What to do:
From the records below, give the number of lines that contain the string "components", without any other text.
**** Listed records
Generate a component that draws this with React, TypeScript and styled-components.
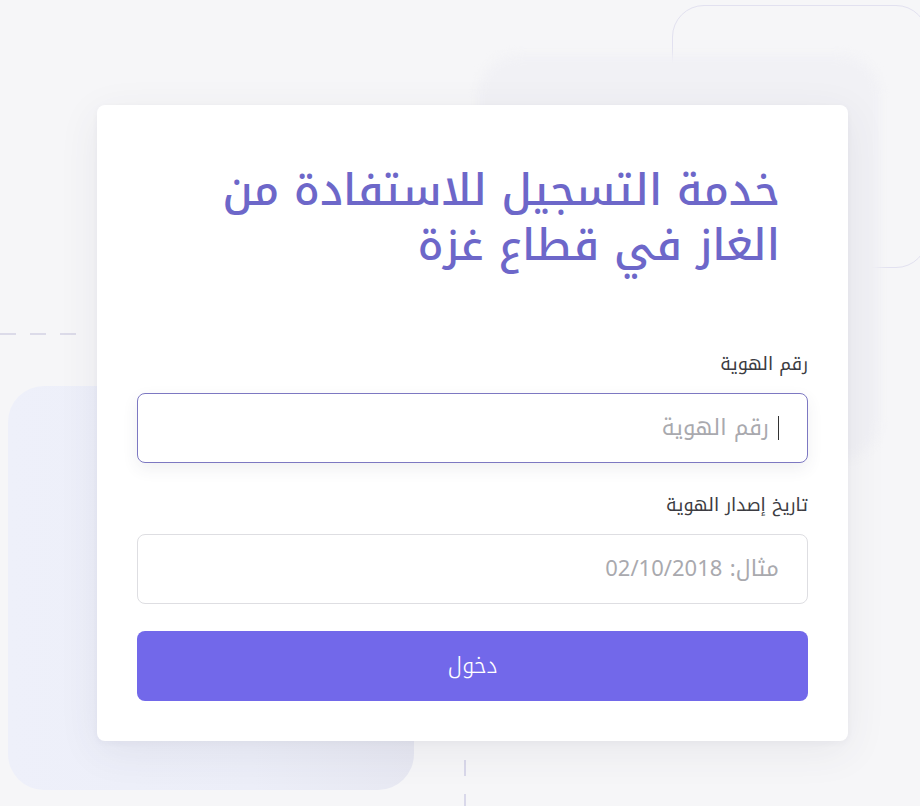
import React, { ReactElement } from 'react';
import styled, { createGlobalStyle } from 'styled-components';

const Colors = {
  page: '#f6f6f8',
  white: '#ffffff',
  title: '#6d67c9',
  label: '#3c3c42',
  placeholder: '#a9a9ae',
  focusBorder: '#7d78c2',
  border: '#dedee2',
  primary: '#7268ea',
  decoLine: '#e2e1f0',
};

const FontStack = `"Noto Kufi Arabic", "Noto Sans Arabic", "DejaVu Sans", sans-serif`;

const GlobalStyle = createGlobalStyle`
  html, body {
    margin: 0;
    padding: 0;
    background: ${Colors.page};
  }
  body {
    font-family: ${FontStack};
  }
  * {
    box-sizing: border-box;
  }
`;

interface FieldProps {
  label: string;
  placeholder: string;
  active?: boolean;
}

const Field = ({ label, placeholder, active }: FieldProps): ReactElement => {
  return (
    <FieldBox>
      <Label>{label}</Label>
      <InputWrap>
        <Input $active={active} placeholder={placeholder} readOnly />
        {active && <Caret />}
      </InputWrap>
    </FieldBox>
  );
};

export default function App(): ReactElement {
  return (
    <Page>
      <GlobalStyle />
      <OutlineDeco />
      <SoftDeco />
      <LeftDeco />
      <DashH />
      <DashV />
      <Card dir="rtl">
        <Title>
          <TitleLine>خدمة التسجيل للاستفادة من</TitleLine>
          <TitleLine>الغاز في قطاع غزة</TitleLine>
        </Title>
        <Form>
          <Field label="رقم الهوية" placeholder="رقم الهوية" active />
          <Field label="تاريخ إصدار الهوية" placeholder="مثال: 02/10/2018" />
          <SubmitButton type="button">دخول</SubmitButton>
        </Form>
      </Card>
    </Page>
  );
}

const Page = styled.div`
  position: relative;
  overflow: hidden;
  min-height: 806px;
  width: 920px;
  display: flex;
  align-items: flex-start;
  padding: 105px 0 0 97px;
  background: ${Colors.page};
`;

const OutlineDeco = styled.div`
  position: absolute;
  left: 672px;
  top: 5px;
  width: 256px;
  height: 263px;
  border: 1.5px solid ${Colors.decoLine};
  border-radius: 32px;
`;

const SoftDeco = styled.div`
  position: absolute;
  left: 478px;
  top: 55px;
  width: 402px;
  height: 405px;
  border-radius: 40px;
  background: #f1f1f5;
  filter: blur(5px);
`;

const LeftDeco = styled.div`
  position: absolute;
  left: 8px;
  top: 386px;
  width: 406px;
  height: 404px;
  border-radius: 36px;
  background: linear-gradient(90deg, #eef0fa 0%, #eceef8 60%, #e7e8f2 100%);
`;

const DashH = styled.div`
  position: absolute;
  left: 0;
  top: 333px;
  width: 84px;
  height: 2px;
  background: repeating-linear-gradient(90deg, #dcdbe9 0 16px, transparent 16px 30px);
`;

const DashV = styled.div`
  position: absolute;
  left: 464px;
  top: 760px;
  width: 2px;
  height: 46px;
  background: repeating-linear-gradient(180deg, #d9d8ea 0 16px, transparent 16px 34px);
`;

const Card = styled.div`
  position: relative;
  z-index: 1;
  width: 751px;
  padding: 58px 40px 40px;
  background: ${Colors.white};
  border-radius: 8px;
  box-shadow: 0 10px 40px rgba(60, 60, 90, 0.08), 0 2px 6px rgba(60, 60, 90, 0.04);
`;

const Title = styled.h1`
  display: flex;
  flex-direction: column;
  margin: 0 28px 79px 0;
  font-family: ${FontStack};
  font-size: 43px;
  font-weight: 500;
  color: ${Colors.title};
  text-align: right;
`;

const TitleLine = styled.span`
  display: block;
  height: 55px;
  line-height: 55px;
  white-space: nowrap;
`;

const Form = styled.div`
  display: flex;
  flex-direction: column;
`;

const FieldBox = styled.div`
  display: flex;
  flex-direction: column;
  margin-bottom: 30px;

  &:nth-child(2) {
    margin-bottom: 27px;
  }
`;

const Label = styled.label`
  font-size: 18px;
  line-height: 24px;
  color: ${Colors.label};
  margin-bottom: 17px;
`;

const InputWrap = styled.div`
  position: relative;
`;

const Input = styled.input<{ $active?: boolean }>`
  width: 100%;
  height: 70px;
  padding: ${({ $active }) => ($active ? '0 38px 0 28px' : '0 28px')};
  border-radius: 8px;
  border: ${({ $active }) => ($active ? `1.5px solid ${Colors.focusBorder}` : `1.5px solid ${Colors.border}`)};
  box-shadow: ${({ $active }) => ($active ? '0 6px 16px rgba(60, 60, 90, 0.08)' : 'none')};
  background: ${Colors.white};
  font-family: ${FontStack};
  font-size: 22px;
  color: ${Colors.label};
  direction: rtl;
  outline: none;

  &::placeholder {
    color: ${Colors.placeholder};
  }
`;

const Caret = styled.span`
  position: absolute;
  right: 29px;
  top: 23px;
  width: 1.5px;
  height: 24px;
  background: #333;
`;

const SubmitButton = styled.button`
  height: 70px;
  border: none;
  border-radius: 8px;
  background: ${Colors.primary};
  color: ${Colors.white};
  font-family: ${FontStack};
  font-size: 22px;
  font-weight: 300;
  cursor: pointer;
`;
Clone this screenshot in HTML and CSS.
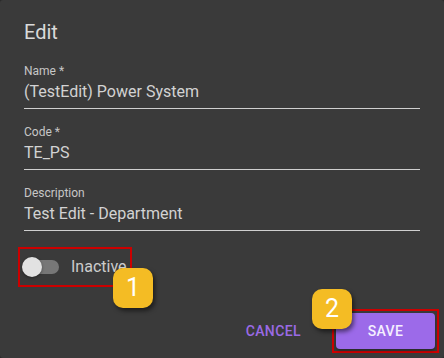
FILE: index.html
```html
<!DOCTYPE html>
<html lang="en">
<head>
    <meta charset="UTF-8">
    <meta name="viewport" content="width=device-width, initial-scale=1.0">
    <title>Edit</title>
    <link rel="stylesheet" href="styles.css">
</head>
<body>
    <div class="dialog">
        <div class="content">
            <h2 class="title">Edit</h2>

            <div class="field">
                <label class="field-label">Name *</label>
                <div class="field-value">(TestEdit) Power System</div>
            </div>

            <div class="field">
                <label class="field-label">Code *</label>
                <div class="field-value">TE_PS</div>
            </div>

            <div class="field">
                <label class="field-label">Description</label>
                <div class="field-value">Test Edit - Department</div>
            </div>

            <div class="toggle-row marked">
                <span class="switch">
                    <span class="switch-track"></span>
                    <span class="switch-thumb"></span>
                </span>
                <span class="toggle-label">Inactive</span>
                <span class="badge badge-one">1</span>
            </div>
        </div>

        <div class="actions">
            <button class="btn btn-text">Cancel</button>
            <div class="save-wrap marked">
                <button class="btn btn-primary">Save</button>
                <span class="badge badge-two">2</span>
            </div>
        </div>
    </div>
</body>
</html>
```

FILE: styles.css
```css
* {
    margin: 0;
    padding: 0;
    box-sizing: border-box;
}

html, body {
    width: 100%;
    height: 100%;
    background: #2b2b2b;
    font-family: Roboto, "Noto Sans", Arial, sans-serif;
}

.dialog {
    width: 444px;
    height: 358px;
    background: #3a3a3a;
    border-radius: 3px;
    color: rgba(255, 255, 255, 0.75);
}

.content {
    padding: 16px 24px 0 24px;
}

.title {
    font-size: 20px;
    font-weight: 400;
    line-height: 32px;
    color: rgba(255, 255, 255, 0.82);
}

.field {
    margin-top: 15px;
    border-bottom: 1px solid #cfcfcf;
    padding-bottom: 4px;
}

.field-label {
    display: block;
    font-size: 12px;
    line-height: 16px;
    color: rgba(255, 255, 255, 0.72);
}

.field-value {
    margin-top: 1px;
    font-size: 16px;
    line-height: 24px;
    color: rgba(255, 255, 255, 0.78);
}

.marked {
    border: 2px solid #cc0000;
}

/* toggle */
.toggle-row {
    position: relative;
    display: inline-flex;
    align-items: center;
    height: 40px;
    margin-top: 16px;
    margin-left: -6px;
    padding: 0 3px 0 2px;
}

.switch {
    position: relative;
    width: 37px;
    height: 20px;
}

.switch-track {
    position: absolute;
    left: 3px;
    top: 3px;
    width: 34px;
    height: 14px;
    border-radius: 7px;
    background: #777777;
}

.switch-thumb {
    position: absolute;
    left: 0;
    top: 0;
    width: 20px;
    height: 20px;
    border-radius: 50%;
    background: #e2e2e2;
    box-shadow: 0 1px 3px rgba(0, 0, 0, 0.4);
}

.toggle-label {
    margin-left: 12px;
    font-size: 16px;
    line-height: 24px;
    color: rgba(255, 255, 255, 0.75);
}

/* actions */
.actions {
    display: flex;
    justify-content: flex-end;
    align-items: center;
    margin-top: 22px;
    padding-right: 5px;
    gap: 23px;
}

.btn {
    border: none;
    font-family: inherit;
    font-size: 14px;
    font-weight: 500;
    letter-spacing: 0.4px;
    text-transform: uppercase;
    cursor: pointer;
}

.btn-text {
    background: none;
    color: #9a6ae6;
    padding: 6px 8px;
    line-height: 24px;
}

.save-wrap {
    position: relative;
    padding: 2px;
}

.btn-primary {
    display: block;
    width: 99px;
    height: 36px;
    border-radius: 4px;
    background: #9c6ae9;
    color: #f4efff;
    box-shadow: 0 2px 3px rgba(0, 0, 0, 0.3);
}

/* numbered callouts */
.badge {
    position: absolute;
    width: 40px;
    height: 40px;
    border-radius: 10px;
    background: #f4bc24;
    color: #ffffff;
    font-size: 25px;
    line-height: 40px;
    text-align: center;
    box-shadow: 2px 3px 4px rgba(0, 0, 0, 0.5);
}

.badge-one {
    left: 93px;
    top: 19px;
}

.badge-two {
    left: -22px;
    top: -22px;
}
```
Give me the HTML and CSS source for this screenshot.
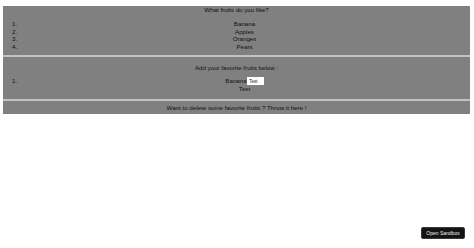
FILE: index.html
```html
<!DOCTYPE html>
<html>
<head>
<meta charset="utf-8">
<link rel="stylesheet" href="styles.css">
</head>
<body>
<div class="stack">
  <section class="box box-fruits">
    <div class="title">What fruits do you like?</div>
    <ol class="list">
      <li>Banana</li>
      <li>Apples</li>
      <li>Oranges</li>
      <li>Pears</li>
    </ol>
  </section>
  <section class="box box-add">
    <p class="title-p">Add your favorite fruits below :</p>
    <ol class="list">
      <li><span>Banana</span><input class="edit" type="text" value="Test"><div>Test</div></li>
    </ol>
  </section>
  <section class="box box-trash">
    Want to delete some favorite fruits ? Throw it here !
  </section>
</div>
<button class="sandbox">Open Sandbox</button>
</body>
</html>
```

FILE: styles.css
```css
html, body {
  background: #ffffff;
}
body {
  margin: 6px 4px 0 3px;
  font-family: "Liberation Sans", Arial, sans-serif;
  font-size: 6.2px;
  line-height: 7.5px;
  color: #111111;
}
.stack {
  display: flex;
  flex-direction: column;
  gap: 2px;
  background: #c2c2c2;
}
.box {
  background: #808080;
  text-align: center;
}
.list {
  margin: 6.8px 0 5px 0;
  padding-left: 16px;
}
.title-p {
  margin: 0;
  padding-top: 6.4px;
}
.box-add .list {
  margin: 6px 0 6.5px 0;
}
.edit {
  width: 17px;
  height: 7.5px;
  box-sizing: border-box;
  border: none;
  padding: 1px 2px 0 2.5px;
  margin: 0;
  background: #ffffff;
  font-family: "Liberation Sans", Arial, sans-serif;
  font-size: 4.6px;
  line-height: 6px;
  color: #222;
  vertical-align: top;
  outline: none;
}
.box-trash {
  padding: 3px 0;
}
.sandbox {
  position: fixed;
  right: 9px;
  bottom: 9px;
  width: 44px;
  height: 12px;
  padding: 0;
  background: #141414;
  color: #f2f2f2;
  border: 1px solid #3a3a3a;
  border-radius: 2px;
  font-family: "Liberation Sans", Arial, sans-serif;
  font-size: 5px;
  line-height: 10px;
}
```
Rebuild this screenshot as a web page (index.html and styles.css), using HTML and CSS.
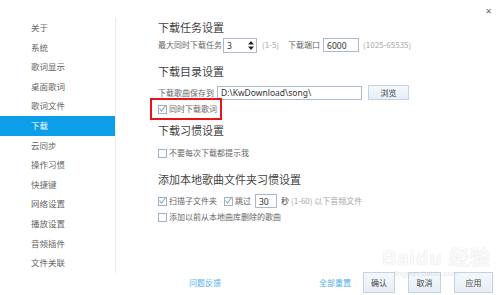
FILE: index.html
```html
<!DOCTYPE html>
<html lang="zh-CN">
<head>
    <meta charset="UTF-8">
    <title>设置 - 下载</title>
    <link rel="stylesheet" href="styles.css">
</head>
<body>
<div class="dialog">
    <ul class="menu">
        <li>关于</li>
        <li>系统</li>
        <li>歌词显示</li>
        <li>桌面歌词</li>
        <li>歌词文件</li>
        <li class="active">下载</li>
        <li>云同步</li>
        <li>操作习惯</li>
        <li>快捷键</li>
        <li>网络设置</li>
        <li>播放设置</li>
        <li>音频插件</li>
        <li>文件关联</li>
    </ul>

    <div class="panel">
        <div class="topbar"><span class="close">&#x2715;</span></div>

        <div class="content">
            <h3 class="title t1">下载任务设置</h3>
            <div class="row r1">
                <span class="label">最大同时下载任务</span>
                <div class="spin">
                    <span class="val">3</span>
                    <span class="arrows">
                        <svg width="6" height="9" viewBox="0 0 6 9"><path d="M3 0 L6 3.5 L0 3.5 Z M0 5.5 L6 5.5 L3 9 Z" fill="#222"/></svg>
                    </span>
                </div>
                <span class="hint h-gap">(1-5)</span>
                <span class="label port-label">下载端口</span>
                <div class="field port">6000</div>
                <span class="hint h-gap2">(1025-65535)</span>
            </div>

            <h3 class="title t2">下载目录设置</h3>
            <div class="row r2">
                <span class="label">下载歌曲保存到</span>
                <div class="field path">D:\KwDownload\song\</div>
                <button class="btn browse">浏览</button>
            </div>
            <div class="mark">
                <span class="check on"><svg width="9" height="9" viewBox="0 0 9 9"><path d="M1.5 4.5 L3.5 7 L8 1" fill="none" stroke="#8ea6bd" stroke-width="1.1"/></svg></span>
                <span class="label">同时下载歌词</span>
            </div>

            <h3 class="title t3">下载习惯设置</h3>
            <div class="row r3">
                <span class="check"></span>
                <span class="label">不要每次下载都提示我</span>
            </div>

            <h3 class="title t4">添加本地歌曲文件夹习惯设置</h3>
            <div class="row r4">
                <span class="check on"><svg width="9" height="9" viewBox="0 0 9 9"><path d="M1.5 4.5 L3.5 7 L8 1" fill="none" stroke="#8ea6bd" stroke-width="1.1"/></svg></span>
                <span class="label">扫描子文件夹</span>
                <span class="check on skip"><svg width="9" height="9" viewBox="0 0 9 9"><path d="M1.5 4.5 L3.5 7 L8 1" fill="none" stroke="#8ea6bd" stroke-width="1.1"/></svg></span>
                <span class="label">跳过</span>
                <div class="field secs">30</div>
                <span class="label dark sec">秒</span>
                <span class="hint sec-hint">(1-60) 以下音频文件</span>
            </div>
            <div class="row r5">
                <span class="check"></span>
                <span class="label">添加以前从本地曲库删除的歌曲</span>
            </div>
        </div>

        <div class="footer">
            <a class="link feedback">问题反馈</a>
            <a class="link reset">全部重置</a>
            <button class="btn ok">确认</button>
            <button class="btn cancel">取消</button>
            <button class="btn apply">应用</button>
        </div>
    </div>

    <div class="watermark">
        <div class="wm-logo">Bai<span class="paw">du</span> 经验</div>
        <div class="wm-url">jingyan.baidu.com</div>
    </div>
</div>
</body>
</html>
```

FILE: styles.css
```css
body {
    margin: 0;
    padding: 0;
    background: #fff;
    font-family: "Noto Sans CJK SC", "Noto Sans", sans-serif;
    color: #555;
}

.dialog {
    position: relative;
    display: flex;
    width: 500px;
    height: 295px;
    overflow: hidden;
    background: #fff;
}

/* left menu */
.menu {
    list-style: none;
    margin: 18px 0 0 0;
    padding: 0;
    width: 115px;
    border-right: 1px solid #ececec;
    align-self: flex-start;
}

.menu li {
    height: 19.6px;
    line-height: 19.6px;
    padding-left: 31px;
    font-size: 8.5px;
    color: #666;
}

.menu li.active {
    background: #0c9ee6;
    color: #fff;
}

/* right panel */
.panel {
    flex: 1;
    display: flex;
    flex-direction: column;
}

.topbar {
    height: 20px;
    display: flex;
    justify-content: flex-end;
    align-items: flex-start;
    padding-right: 8px;
    box-sizing: border-box;
}

.close {
    font-size: 8px;
    line-height: 8px;
    margin-top: 8px;
    color: #666;
    font-family: "DejaVu Sans", sans-serif;
}

.content {
    padding-left: 42px;
    display: flex;
    flex-direction: column;
    align-items: flex-start;
}

.title {
    margin: 0;
    height: 14px;
    line-height: 14px;
    font-size: 11px;
    font-weight: normal;
    color: #444;
}

.t2 { margin-top: 11px; }
.t3 { margin-top: 3px; }
.t4 { margin-top: 13px; }

.row {
    display: flex;
    align-items: center;
}

.r1 { height: 16px; margin-top: 3px; }
.r2 { height: 15px; margin-top: 7px; }
.r3 { height: 12px; margin-top: 10px; }
.r4 { height: 14px; margin-top: 8px; }
.r5 { height: 12px; margin-top: 3px; }

.label {
    font-size: 8px;
    line-height: 12px;
    color: #666;
    white-space: nowrap;
}

.label.dark { color: #444; }

.hint {
    font-size: 8px;
    line-height: 12px;
    color: #a8a8a8;
    white-space: nowrap;
}

.field {
    box-sizing: border-box;
    border: 1px solid #a9b9cb;
    background: #fff;
    font-family: "Noto Sans", sans-serif;
    font-size: 8.5px;
    color: #333;
    display: flex;
    align-items: center;
    padding-left: 3px;
}

.spin {
    box-sizing: border-box;
    margin-left: 1px;
    width: 34px;
    height: 15px;
    border: 1px solid #a9b9cb;
    display: flex;
    align-items: center;
    justify-content: space-between;
    padding: 0 2px 0 3px;
    font-family: "Noto Sans", sans-serif;
    font-size: 8.5px;
    color: #333;
}

.arrows {
    display: flex;
    align-items: center;
}

.h-gap { margin-left: 5px; }
.port-label { margin-left: 9px; }

.port {
    margin-left: 3px;
    width: 36px;
    height: 14px;
}

.h-gap2 { margin-left: 4px; }

.path {
    margin-left: 3px;
    width: 145px;
    height: 14px;
}

.btn {
    box-sizing: border-box;
    border: 1px solid #c3d3e3;
    background: linear-gradient(#f4f8fc, #e6eef7);
    font-family: "Noto Sans CJK SC", sans-serif;
    font-size: 8px;
    color: #444;
    padding: 0;
    cursor: pointer;
}

.browse {
    margin-left: 6px;
    width: 41px;
    height: 15px;
}

/* checkboxes */
.check {
    box-sizing: border-box;
    width: 9px;
    height: 9px;
    border: 1px solid #9fb3c7;
    background: #fff;
    margin-right: 2px;
    display: flex;
    align-items: center;
    justify-content: center;
    flex-shrink: 0;
}

.check svg {
    margin-top: -1px;
    overflow: visible;
}

.mark {
    display: flex;
    align-items: center;
    margin-top: -2px;
    margin-left: -8px;
    height: 22px;
    box-sizing: border-box;
    border: 2px solid #e8131b;
    padding: 0 3px 0 6px;
}

.skip { margin-left: 7px; }

.secs {
    margin-left: 4px;
    width: 22px;
    height: 14px;
}

.sec { margin-left: 4px; }
.sec-hint { margin-left: 2px; }

/* footer */
.footer {
    margin-top: auto;
    margin-bottom: 2px;
    height: 21px;
    display: flex;
    align-items: center;
}

.link {
    font-size: 8px;
    color: #55b0f0;
    cursor: pointer;
}

.feedback { margin-left: 73px; }
.reset { margin-left: 98px; }

.ok {
    margin-left: 12px;
    width: 32px;
    height: 21px;
}

.cancel {
    margin-left: 13px;
    width: 33px;
    height: 21px;
}

.apply {
    margin-left: 13px;
    width: 39px;
    height: 21px;
}

/* image watermark over the dialog */
.watermark {
    position: absolute;
    left: 382px;
    top: 247px;
    pointer-events: none;
}

.wm-logo {
    font-family: "Liberation Sans", "Noto Sans CJK SC", sans-serif;
    font-size: 20px;
    font-weight: bold;
    line-height: 22px;
    color: rgba(255, 255, 255, 0.85);
    text-shadow: 0 0 1px #e2e2e2, 0 0 1px #e2e2e2;
    letter-spacing: 1px;
}

.wm-url {
    margin-left: 12px;
    font-family: "Liberation Sans", sans-serif;
    font-size: 8px;
    line-height: 9px;
    color: rgba(200, 200, 200, 0.5);
}
```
********
Output:
2